From the entries that follow, gather each line holding the word "TypeScript".

Interface markup and scripts:
— start —
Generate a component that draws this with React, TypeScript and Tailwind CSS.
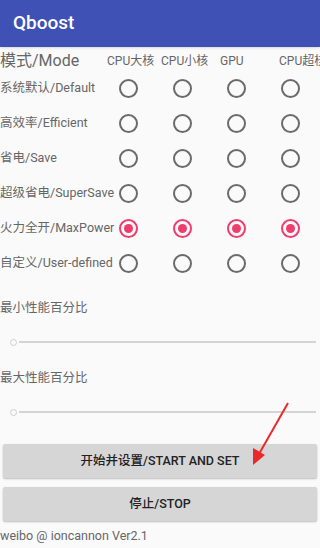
const font = { fontFamily: '"Roboto", "Noto Sans CJK SC", sans-serif' };

const modes = [
  { label: "系统默认/Default", on: false },
  { label: "高效率/Efficient", on: false },
  { label: "省电/Save", on: false },
  { label: "超级省电/SuperSave", on: false },
  { label: "火力全开/MaxPower", on: true },
  { label: "自定义/User-defined", on: false },
];

const columns = [
  { name: "CPU大核", pad: "pl-0" },
  { name: "CPU小核", pad: "pl-0" },
  { name: "GPU", pad: "pl-[5px]" },
  { name: "CPU超核", pad: "pl-[10px]" },
];

function Radio({ on }: { on: boolean }) {
  return (
    <div
      className={
        "ml-[12px] flex h-[19px] w-[19px] items-center justify-center rounded-full border-2 " +
        (on ? "border-[#ef3d6d]" : "border-[#6b6b6b]")
      }
    >
      {on && <div className="h-[9px] w-[9px] rounded-full bg-[#ef3d6d]" />}
    </div>
  );
}

function Slider() {
  return (
    <div className="flex h-[20px] items-center pl-[10px] pr-[4px]">
      <div className="h-[7px] w-[7px] rounded-full border-[1.5px] border-[#cfcfcf]" />
      <div className="ml-[2px] h-[2px] flex-1 bg-[#d4d4d4]" />
    </div>
  );
}

export default function App() {
  return (
    <div className="relative h-[548px] w-[320px] overflow-hidden bg-[#fafafa]" style={font}>
      <div className="flex h-[47px] items-center bg-[#3f51b5] pl-[13px] shadow-sm">
        <span className="text-[19px] font-medium text-white">Qboost</span>
      </div>

      <div className="grid grid-cols-[107px_54px_54px_54px_54px] whitespace-nowrap">
        <div className="flex h-[24px] items-end text-[16px] leading-[20px] text-[#666]">模式/Mode</div>
        {columns.map((c) => (
          <div key={c.name} className={"flex h-[24px] items-end text-[12px] leading-[19px] text-[#666] " + c.pad}>
            {c.name}
          </div>
        ))}
        {modes.map((m) => (
          <>
            <div key={m.label} className="flex h-[35px] items-center text-[12.5px] text-[#666]">
              {m.label}
            </div>
            {columns.map((c) => (
              <div key={m.label + c.name} className="flex h-[35px] items-center">
                <Radio on={m.on} />
              </div>
            ))}
          </>
        ))}
      </div>

      <div className="mt-[17px] text-[12.5px] leading-[20px] text-[#666]">最小性能百分比</div>
      <div className="mt-[14px]">
        <Slider />
      </div>
      <div className="mt-[16px] text-[12.5px] leading-[20px] text-[#666]">最大性能百分比</div>
      <div className="mt-[14px]">
        <Slider />
      </div>

      <div className="mt-[22px] px-[3px]">
        <button className="flex h-[34px] w-full items-center justify-center rounded-[2px] bg-[#d6d6d6] text-[12.5px] font-medium text-[#222] shadow-[0_1px_2px_rgba(0,0,0,0.25)]">
          开始并设置/START AND SET
        </button>
        <button className="mt-[9px] flex h-[34px] w-full items-center justify-center rounded-[2px] bg-[#d6d6d6] text-[12.5px] font-medium text-[#222] shadow-[0_1px_2px_rgba(0,0,0,0.25)]">
          停止/STOP
        </button>
      </div>
      <div className="mt-[5px] text-[12.5px] leading-[20px] text-[#666]">weibo @ ioncannon Ver2.1</div>

      <svg className="pointer-events-none absolute left-0 top-0" width="320" height="548">
        <line x1="288" y1="403" x2="259" y2="454" stroke="#ea2a2a" strokeWidth="2" />
        <polygon points="253,465 253,448 265,455" fill="#ea2a2a" />
      </svg>
    </div>
  );
}
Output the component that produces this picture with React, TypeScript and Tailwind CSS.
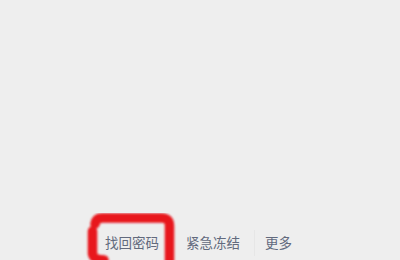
const links = ['找回密码', '紧急冻结', '更多'];

export default function App() {
  return (
    <div
      className="relative w-[400px] h-[260px] overflow-hidden bg-[#eeeeee] flex flex-col"
      style={{ fontFamily: '"Noto Sans CJK SC", "Noto Sans", sans-serif' }}
    >
      <div className="flex-1" />

      {/* bottom links */}
      <div className="flex items-center h-[30px] pl-[105px] mb-[2px] text-[13.5px] text-[#626a7d]">
        {links.map((label, i) => (
          <div key={label} className="flex items-center">
            {i > 0 && <span className={`w-px h-[26px] bg-[#e6e6e6] ${i === 1 ? 'mx-[13px]' : 'ml-[14px] mr-[10px]'}`} />}
            <span className="leading-none whitespace-nowrap">{label}</span>
          </div>
        ))}
      </div>

      {/* red hand-drawn annotation */}
      <svg className="absolute left-0 top-0 pointer-events-none" width="400" height="260" viewBox="0 0 400 260">
        <defs>
          <filter id="soft" x="-10%" y="-10%" width="120%" height="120%">
            <feGaussianBlur stdDeviation="0.8" />
          </filter>
        </defs>
        <g fill="none" stroke="#e8141b" strokeWidth="9.5" strokeLinecap="round" strokeLinejoin="round" filter="url(#soft)">
          <path d="M95 224 Q96 218 102 218 L162 218 Q169.5 218 169.5 226 L169.5 264" />
          <path d="M92.5 231 L92.5 254 Q93.5 259.5 104 260" />
        </g>
      </svg>
    </div>
  );
}
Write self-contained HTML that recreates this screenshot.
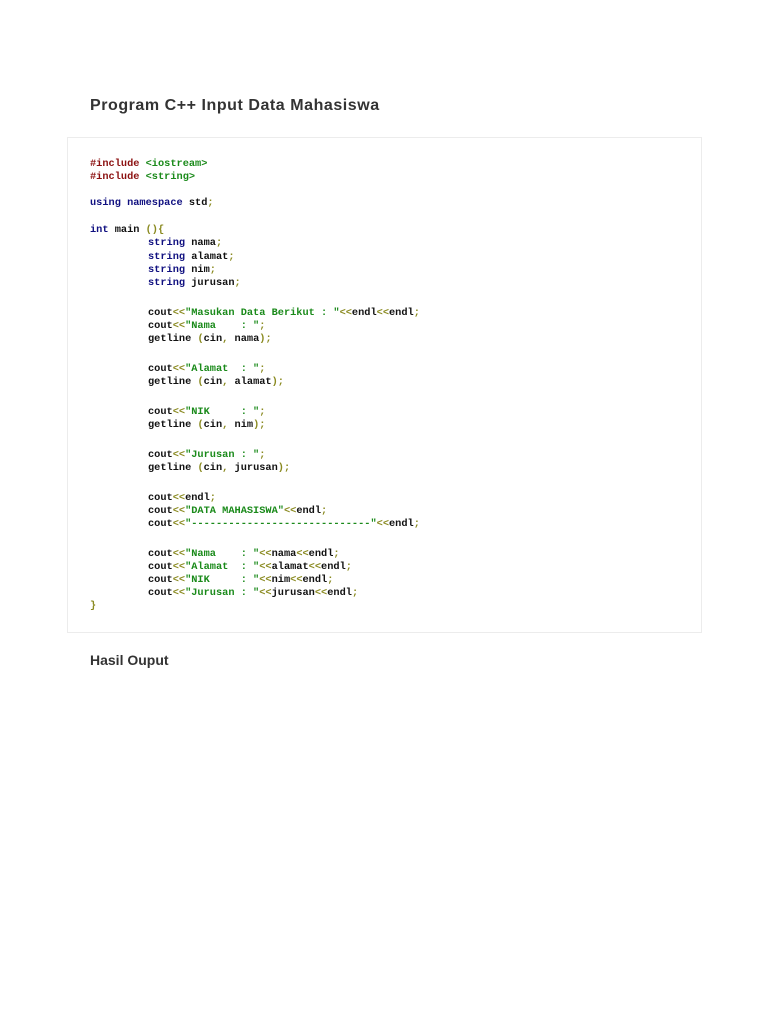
<!DOCTYPE html>
<html><head><style>
body{margin:0;width:768px;height:1024px;background:#fff;position:relative;font-family:"Liberation Sans",sans-serif;}
h1{position:absolute;left:90px;top:97px;margin:0;font-size:16px;font-weight:bold;color:#333;letter-spacing:0.55px;}
h2{position:absolute;left:90px;top:652px;margin:0;font-size:14px;font-weight:bold;color:#333;}
.box{position:absolute;left:67px;top:137px;width:633px;height:494px;border:1px solid #ececec;}
.c{position:absolute;left:0;top:1px;}
.l{position:absolute;font-family:"Liberation Mono",monospace;font-size:10.3px;font-weight:bold;color:#111;white-space:pre;line-height:12px;}
.r{color:#8b1010}.g{color:#1a8a1a}.b{color:#101080}.o{color:#8a8a20}
</style></head><body>
<h1>Program C++ Input Data Mahasiswa</h1>
<div class="box"></div>
<div class="c">
<div class="l" style="left:90px;top:157px"><span class="r">#include</span> <span class="g">&lt;iostream&gt;</span></div>
<div class="l" style="left:90px;top:170px"><span class="r">#include</span> <span class="g">&lt;string&gt;</span></div>
<div class="l" style="left:90px;top:196px"><span class="b">using namespace</span> std<span class="o">;</span></div>
<div class="l" style="left:90px;top:223px"><span class="b">int</span> main <span class="o">(){</span></div>
<div class="l" style="left:148px;top:236px"><span class="b">string</span> nama<span class="o">;</span></div>
<div class="l" style="left:148px;top:250px"><span class="b">string</span> alamat<span class="o">;</span></div>
<div class="l" style="left:148px;top:263px"><span class="b">string</span> nim<span class="o">;</span></div>
<div class="l" style="left:148px;top:276px"><span class="b">string</span> jurusan<span class="o">;</span></div>
<div class="l" style="left:148px;top:306px">cout<span class="o">&lt;&lt;</span><span class="g">"Masukan Data Berikut : "</span><span class="o">&lt;&lt;</span>endl<span class="o">&lt;&lt;</span>endl<span class="o">;</span></div>
<div class="l" style="left:148px;top:319px">cout<span class="o">&lt;&lt;</span><span class="g">"Nama    : "</span><span class="o">;</span></div>
<div class="l" style="left:148px;top:332px">getline <span class="o">(</span>cin<span class="o">,</span> nama<span class="o">);</span></div>
<div class="l" style="left:148px;top:362px">cout<span class="o">&lt;&lt;</span><span class="g">"Alamat  : "</span><span class="o">;</span></div>
<div class="l" style="left:148px;top:375px">getline <span class="o">(</span>cin<span class="o">,</span> alamat<span class="o">);</span></div>
<div class="l" style="left:148px;top:405px">cout<span class="o">&lt;&lt;</span><span class="g">"NIK     : "</span><span class="o">;</span></div>
<div class="l" style="left:148px;top:418px">getline <span class="o">(</span>cin<span class="o">,</span> nim<span class="o">);</span></div>
<div class="l" style="left:148px;top:448px">cout<span class="o">&lt;&lt;</span><span class="g">"Jurusan : "</span><span class="o">;</span></div>
<div class="l" style="left:148px;top:461px">getline <span class="o">(</span>cin<span class="o">,</span> jurusan<span class="o">);</span></div>
<div class="l" style="left:148px;top:491px">cout<span class="o">&lt;&lt;</span>endl<span class="o">;</span></div>
<div class="l" style="left:148px;top:504px">cout<span class="o">&lt;&lt;</span><span class="g">"DATA MAHASISWA"</span><span class="o">&lt;&lt;</span>endl<span class="o">;</span></div>
<div class="l" style="left:148px;top:517px">cout<span class="o">&lt;&lt;</span><span class="g">"-----------------------------"</span><span class="o">&lt;&lt;</span>endl<span class="o">;</span></div>
<div class="l" style="left:148px;top:547px">cout<span class="o">&lt;&lt;</span><span class="g">"Nama    : "</span><span class="o">&lt;&lt;</span>nama<span class="o">&lt;&lt;</span>endl<span class="o">;</span></div>
<div class="l" style="left:148px;top:560px">cout<span class="o">&lt;&lt;</span><span class="g">"Alamat  : "</span><span class="o">&lt;&lt;</span>alamat<span class="o">&lt;&lt;</span>endl<span class="o">;</span></div>
<div class="l" style="left:148px;top:573px">cout<span class="o">&lt;&lt;</span><span class="g">"NIK     : "</span><span class="o">&lt;&lt;</span>nim<span class="o">&lt;&lt;</span>endl<span class="o">;</span></div>
<div class="l" style="left:148px;top:586px">cout<span class="o">&lt;&lt;</span><span class="g">"Jurusan : "</span><span class="o">&lt;&lt;</span>jurusan<span class="o">&lt;&lt;</span>endl<span class="o">;</span></div>
<div class="l" style="left:90px;top:599px"><span class="o">}</span></div>
</div>
<h2>Hasil Ouput</h2>
</body></html>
— end —
WRITTEN REPLY →
Generate a component that draws this with React, TypeScript and Tailwind CSS.
Output the component that produces this picture with React, TypeScript and Tailwind CSS.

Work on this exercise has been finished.